Records from a dataset
▬▬▬▬▬▬▬▬▬▬
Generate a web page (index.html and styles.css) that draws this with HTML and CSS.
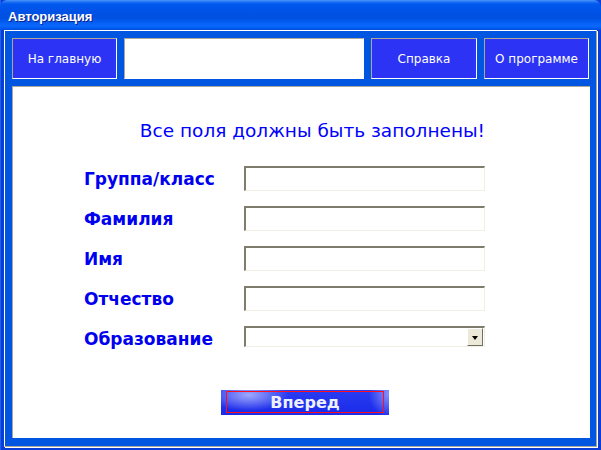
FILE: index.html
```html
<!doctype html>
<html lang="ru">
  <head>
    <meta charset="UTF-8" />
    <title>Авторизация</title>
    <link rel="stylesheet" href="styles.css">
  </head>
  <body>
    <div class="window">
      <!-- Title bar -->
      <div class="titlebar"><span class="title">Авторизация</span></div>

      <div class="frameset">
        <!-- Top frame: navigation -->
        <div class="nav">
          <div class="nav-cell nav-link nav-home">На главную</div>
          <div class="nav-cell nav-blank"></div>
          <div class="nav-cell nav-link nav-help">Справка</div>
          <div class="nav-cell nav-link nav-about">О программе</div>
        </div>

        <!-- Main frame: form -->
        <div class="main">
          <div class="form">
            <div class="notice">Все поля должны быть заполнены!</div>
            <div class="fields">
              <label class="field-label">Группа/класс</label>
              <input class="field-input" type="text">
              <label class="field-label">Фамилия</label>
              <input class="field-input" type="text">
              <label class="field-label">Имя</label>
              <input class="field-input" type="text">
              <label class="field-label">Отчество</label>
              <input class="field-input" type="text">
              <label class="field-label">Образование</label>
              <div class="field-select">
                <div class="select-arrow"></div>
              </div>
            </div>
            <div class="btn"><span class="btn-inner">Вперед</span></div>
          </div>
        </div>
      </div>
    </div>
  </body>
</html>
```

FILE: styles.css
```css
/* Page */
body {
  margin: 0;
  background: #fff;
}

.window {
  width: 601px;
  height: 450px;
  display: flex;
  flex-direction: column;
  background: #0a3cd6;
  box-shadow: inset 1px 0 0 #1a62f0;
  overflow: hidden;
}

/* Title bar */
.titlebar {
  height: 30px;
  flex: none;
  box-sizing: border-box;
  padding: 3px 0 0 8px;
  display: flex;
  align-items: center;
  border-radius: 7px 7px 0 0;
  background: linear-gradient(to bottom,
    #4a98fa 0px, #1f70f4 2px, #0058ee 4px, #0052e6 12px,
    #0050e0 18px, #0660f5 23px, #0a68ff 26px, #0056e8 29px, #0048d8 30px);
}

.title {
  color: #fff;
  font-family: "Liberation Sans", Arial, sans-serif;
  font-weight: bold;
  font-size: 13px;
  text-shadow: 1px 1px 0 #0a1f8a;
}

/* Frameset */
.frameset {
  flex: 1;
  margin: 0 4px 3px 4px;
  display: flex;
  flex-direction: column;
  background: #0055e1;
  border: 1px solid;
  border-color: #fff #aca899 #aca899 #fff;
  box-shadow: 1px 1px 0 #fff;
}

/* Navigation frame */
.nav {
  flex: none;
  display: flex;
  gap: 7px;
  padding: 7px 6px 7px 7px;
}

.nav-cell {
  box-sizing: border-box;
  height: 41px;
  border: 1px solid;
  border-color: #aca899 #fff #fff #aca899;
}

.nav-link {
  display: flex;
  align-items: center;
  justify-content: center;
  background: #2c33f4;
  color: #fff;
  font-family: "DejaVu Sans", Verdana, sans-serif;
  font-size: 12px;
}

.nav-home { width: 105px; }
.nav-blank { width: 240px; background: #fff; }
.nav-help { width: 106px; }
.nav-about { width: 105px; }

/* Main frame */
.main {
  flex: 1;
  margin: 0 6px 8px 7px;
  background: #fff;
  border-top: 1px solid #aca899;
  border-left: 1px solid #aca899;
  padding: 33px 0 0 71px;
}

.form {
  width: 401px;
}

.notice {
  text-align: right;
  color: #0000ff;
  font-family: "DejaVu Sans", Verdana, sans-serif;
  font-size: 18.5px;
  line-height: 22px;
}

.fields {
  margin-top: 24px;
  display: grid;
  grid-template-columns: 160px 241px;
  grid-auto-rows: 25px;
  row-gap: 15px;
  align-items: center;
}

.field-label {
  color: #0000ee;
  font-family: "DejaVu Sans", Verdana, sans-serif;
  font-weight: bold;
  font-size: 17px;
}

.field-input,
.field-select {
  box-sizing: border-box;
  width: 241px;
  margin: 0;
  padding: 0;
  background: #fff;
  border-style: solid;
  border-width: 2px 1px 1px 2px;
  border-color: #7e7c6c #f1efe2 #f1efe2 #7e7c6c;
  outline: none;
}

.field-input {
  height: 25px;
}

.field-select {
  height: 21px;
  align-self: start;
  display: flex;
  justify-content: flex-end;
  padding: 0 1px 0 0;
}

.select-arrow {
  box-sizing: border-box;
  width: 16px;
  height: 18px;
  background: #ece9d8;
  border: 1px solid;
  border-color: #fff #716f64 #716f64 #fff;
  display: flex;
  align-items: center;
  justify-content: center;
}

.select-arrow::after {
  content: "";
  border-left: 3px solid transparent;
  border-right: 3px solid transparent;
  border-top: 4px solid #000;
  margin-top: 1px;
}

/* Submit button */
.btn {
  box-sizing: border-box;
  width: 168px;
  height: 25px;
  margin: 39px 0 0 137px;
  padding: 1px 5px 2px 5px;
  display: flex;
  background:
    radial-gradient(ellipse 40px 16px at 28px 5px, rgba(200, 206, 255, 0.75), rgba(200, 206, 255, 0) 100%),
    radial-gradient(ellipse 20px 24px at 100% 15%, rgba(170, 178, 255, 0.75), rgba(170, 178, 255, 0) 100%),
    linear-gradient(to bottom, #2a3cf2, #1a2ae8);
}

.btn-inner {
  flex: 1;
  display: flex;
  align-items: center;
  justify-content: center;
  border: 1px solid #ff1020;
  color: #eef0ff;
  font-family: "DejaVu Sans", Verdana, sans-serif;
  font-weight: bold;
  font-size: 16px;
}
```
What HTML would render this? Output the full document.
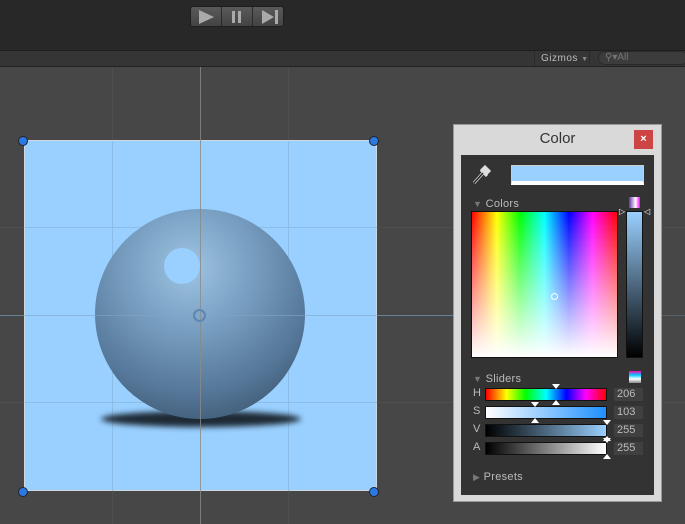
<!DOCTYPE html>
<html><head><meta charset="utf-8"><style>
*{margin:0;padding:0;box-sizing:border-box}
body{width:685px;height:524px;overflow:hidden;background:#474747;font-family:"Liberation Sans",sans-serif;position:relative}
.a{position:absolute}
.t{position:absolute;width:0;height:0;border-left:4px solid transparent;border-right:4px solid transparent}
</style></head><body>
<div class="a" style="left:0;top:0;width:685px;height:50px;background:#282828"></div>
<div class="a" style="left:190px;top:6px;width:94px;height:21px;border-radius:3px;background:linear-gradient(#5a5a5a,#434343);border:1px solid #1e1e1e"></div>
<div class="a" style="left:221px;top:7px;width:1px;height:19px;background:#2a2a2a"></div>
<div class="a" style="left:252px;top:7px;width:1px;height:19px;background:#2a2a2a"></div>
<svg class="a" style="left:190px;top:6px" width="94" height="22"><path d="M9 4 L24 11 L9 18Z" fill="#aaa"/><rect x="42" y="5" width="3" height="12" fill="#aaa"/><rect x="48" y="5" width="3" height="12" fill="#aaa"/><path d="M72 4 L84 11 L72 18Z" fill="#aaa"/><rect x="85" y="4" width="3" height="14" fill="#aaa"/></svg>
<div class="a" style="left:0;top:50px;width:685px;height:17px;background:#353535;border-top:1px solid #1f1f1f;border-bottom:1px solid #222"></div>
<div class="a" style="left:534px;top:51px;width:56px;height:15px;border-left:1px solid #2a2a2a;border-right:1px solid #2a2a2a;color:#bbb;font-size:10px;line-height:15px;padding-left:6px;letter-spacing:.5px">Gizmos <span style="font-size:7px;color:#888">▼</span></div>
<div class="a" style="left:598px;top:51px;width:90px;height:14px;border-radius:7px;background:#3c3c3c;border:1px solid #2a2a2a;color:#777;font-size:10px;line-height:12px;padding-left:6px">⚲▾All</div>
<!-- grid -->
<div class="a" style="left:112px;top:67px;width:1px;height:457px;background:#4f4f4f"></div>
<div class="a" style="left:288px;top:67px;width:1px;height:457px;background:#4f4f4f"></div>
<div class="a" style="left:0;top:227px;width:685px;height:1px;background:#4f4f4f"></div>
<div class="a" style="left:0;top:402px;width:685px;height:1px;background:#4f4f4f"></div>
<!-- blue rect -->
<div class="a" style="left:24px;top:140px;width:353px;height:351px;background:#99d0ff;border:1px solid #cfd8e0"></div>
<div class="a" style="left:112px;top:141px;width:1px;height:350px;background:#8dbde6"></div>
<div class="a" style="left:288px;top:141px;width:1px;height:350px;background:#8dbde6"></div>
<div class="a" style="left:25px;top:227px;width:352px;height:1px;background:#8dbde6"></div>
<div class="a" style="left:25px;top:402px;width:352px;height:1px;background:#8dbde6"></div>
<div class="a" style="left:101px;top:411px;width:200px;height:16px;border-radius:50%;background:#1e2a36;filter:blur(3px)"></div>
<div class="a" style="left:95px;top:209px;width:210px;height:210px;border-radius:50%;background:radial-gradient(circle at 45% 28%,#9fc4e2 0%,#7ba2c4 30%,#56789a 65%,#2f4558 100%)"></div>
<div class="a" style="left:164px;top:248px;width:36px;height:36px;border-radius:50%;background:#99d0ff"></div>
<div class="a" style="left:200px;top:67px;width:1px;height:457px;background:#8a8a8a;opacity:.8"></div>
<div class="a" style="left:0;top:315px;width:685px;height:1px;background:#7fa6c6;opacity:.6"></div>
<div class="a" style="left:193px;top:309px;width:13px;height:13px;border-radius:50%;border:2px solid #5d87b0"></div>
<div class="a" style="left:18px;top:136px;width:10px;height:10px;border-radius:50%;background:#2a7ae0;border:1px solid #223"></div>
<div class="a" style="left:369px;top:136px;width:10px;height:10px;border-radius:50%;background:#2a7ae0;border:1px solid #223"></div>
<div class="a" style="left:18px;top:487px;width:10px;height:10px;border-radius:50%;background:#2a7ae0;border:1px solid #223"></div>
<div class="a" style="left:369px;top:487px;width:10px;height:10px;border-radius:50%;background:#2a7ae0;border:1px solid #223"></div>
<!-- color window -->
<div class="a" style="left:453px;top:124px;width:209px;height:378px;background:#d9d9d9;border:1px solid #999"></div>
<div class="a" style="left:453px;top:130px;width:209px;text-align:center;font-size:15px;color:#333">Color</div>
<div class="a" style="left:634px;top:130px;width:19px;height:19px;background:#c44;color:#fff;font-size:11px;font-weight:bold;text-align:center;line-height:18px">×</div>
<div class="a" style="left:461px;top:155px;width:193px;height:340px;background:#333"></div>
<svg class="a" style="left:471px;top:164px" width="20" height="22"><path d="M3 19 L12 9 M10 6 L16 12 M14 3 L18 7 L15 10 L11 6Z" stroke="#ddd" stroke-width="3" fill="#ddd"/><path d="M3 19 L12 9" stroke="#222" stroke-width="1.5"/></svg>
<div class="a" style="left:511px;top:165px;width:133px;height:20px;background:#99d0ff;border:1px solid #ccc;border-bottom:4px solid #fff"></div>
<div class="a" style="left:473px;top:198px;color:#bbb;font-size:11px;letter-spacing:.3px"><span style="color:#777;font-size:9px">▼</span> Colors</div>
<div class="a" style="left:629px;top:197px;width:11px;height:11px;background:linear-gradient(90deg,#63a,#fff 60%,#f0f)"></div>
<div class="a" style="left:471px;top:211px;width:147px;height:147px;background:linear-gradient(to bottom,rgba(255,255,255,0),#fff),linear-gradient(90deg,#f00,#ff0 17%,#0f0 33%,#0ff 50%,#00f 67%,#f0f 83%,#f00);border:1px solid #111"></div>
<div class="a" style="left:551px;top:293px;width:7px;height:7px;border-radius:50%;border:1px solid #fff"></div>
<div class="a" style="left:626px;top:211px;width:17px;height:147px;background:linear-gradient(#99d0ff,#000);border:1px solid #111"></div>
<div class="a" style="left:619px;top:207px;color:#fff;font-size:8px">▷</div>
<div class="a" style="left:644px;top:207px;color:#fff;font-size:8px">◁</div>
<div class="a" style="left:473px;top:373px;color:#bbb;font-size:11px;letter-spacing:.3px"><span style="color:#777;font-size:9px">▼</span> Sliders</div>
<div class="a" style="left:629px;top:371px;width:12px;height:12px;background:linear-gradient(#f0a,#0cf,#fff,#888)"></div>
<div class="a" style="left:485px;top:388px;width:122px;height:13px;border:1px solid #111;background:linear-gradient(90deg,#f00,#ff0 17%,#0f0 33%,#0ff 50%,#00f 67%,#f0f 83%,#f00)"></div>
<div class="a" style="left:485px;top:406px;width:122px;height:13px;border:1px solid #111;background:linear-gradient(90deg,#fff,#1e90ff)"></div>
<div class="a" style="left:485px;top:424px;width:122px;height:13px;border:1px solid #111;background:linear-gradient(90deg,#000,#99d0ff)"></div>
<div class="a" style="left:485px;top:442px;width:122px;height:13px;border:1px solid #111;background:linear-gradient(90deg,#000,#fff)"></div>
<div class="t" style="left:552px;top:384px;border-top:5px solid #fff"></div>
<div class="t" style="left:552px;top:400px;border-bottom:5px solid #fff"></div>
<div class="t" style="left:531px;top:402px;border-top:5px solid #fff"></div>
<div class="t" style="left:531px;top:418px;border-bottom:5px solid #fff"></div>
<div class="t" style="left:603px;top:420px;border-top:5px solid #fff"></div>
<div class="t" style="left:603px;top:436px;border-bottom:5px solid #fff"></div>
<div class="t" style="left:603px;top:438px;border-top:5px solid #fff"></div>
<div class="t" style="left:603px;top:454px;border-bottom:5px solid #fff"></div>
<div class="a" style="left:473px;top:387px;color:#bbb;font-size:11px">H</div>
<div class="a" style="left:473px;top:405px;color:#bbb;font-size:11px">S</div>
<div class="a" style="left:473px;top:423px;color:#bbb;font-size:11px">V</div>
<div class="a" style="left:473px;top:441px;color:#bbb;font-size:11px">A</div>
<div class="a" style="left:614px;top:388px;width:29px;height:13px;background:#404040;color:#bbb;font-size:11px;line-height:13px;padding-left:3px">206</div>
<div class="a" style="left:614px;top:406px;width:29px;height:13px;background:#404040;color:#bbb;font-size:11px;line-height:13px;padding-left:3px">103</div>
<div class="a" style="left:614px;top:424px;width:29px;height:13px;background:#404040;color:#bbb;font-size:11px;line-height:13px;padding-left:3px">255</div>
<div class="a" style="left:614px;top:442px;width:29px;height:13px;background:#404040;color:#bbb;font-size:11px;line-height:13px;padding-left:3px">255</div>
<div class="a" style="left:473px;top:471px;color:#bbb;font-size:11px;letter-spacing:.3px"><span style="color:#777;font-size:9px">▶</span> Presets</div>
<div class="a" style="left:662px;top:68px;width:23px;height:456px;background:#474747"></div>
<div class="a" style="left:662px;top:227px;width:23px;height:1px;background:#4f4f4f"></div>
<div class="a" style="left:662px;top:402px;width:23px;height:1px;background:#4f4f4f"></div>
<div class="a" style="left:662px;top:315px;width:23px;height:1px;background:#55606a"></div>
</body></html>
▬▬▬▬▬▬▬▬▬▬
Some lines of the data above may hold the word "styles"; report how many do, and nothing else.

» **EXERCISE SOLUTION**
3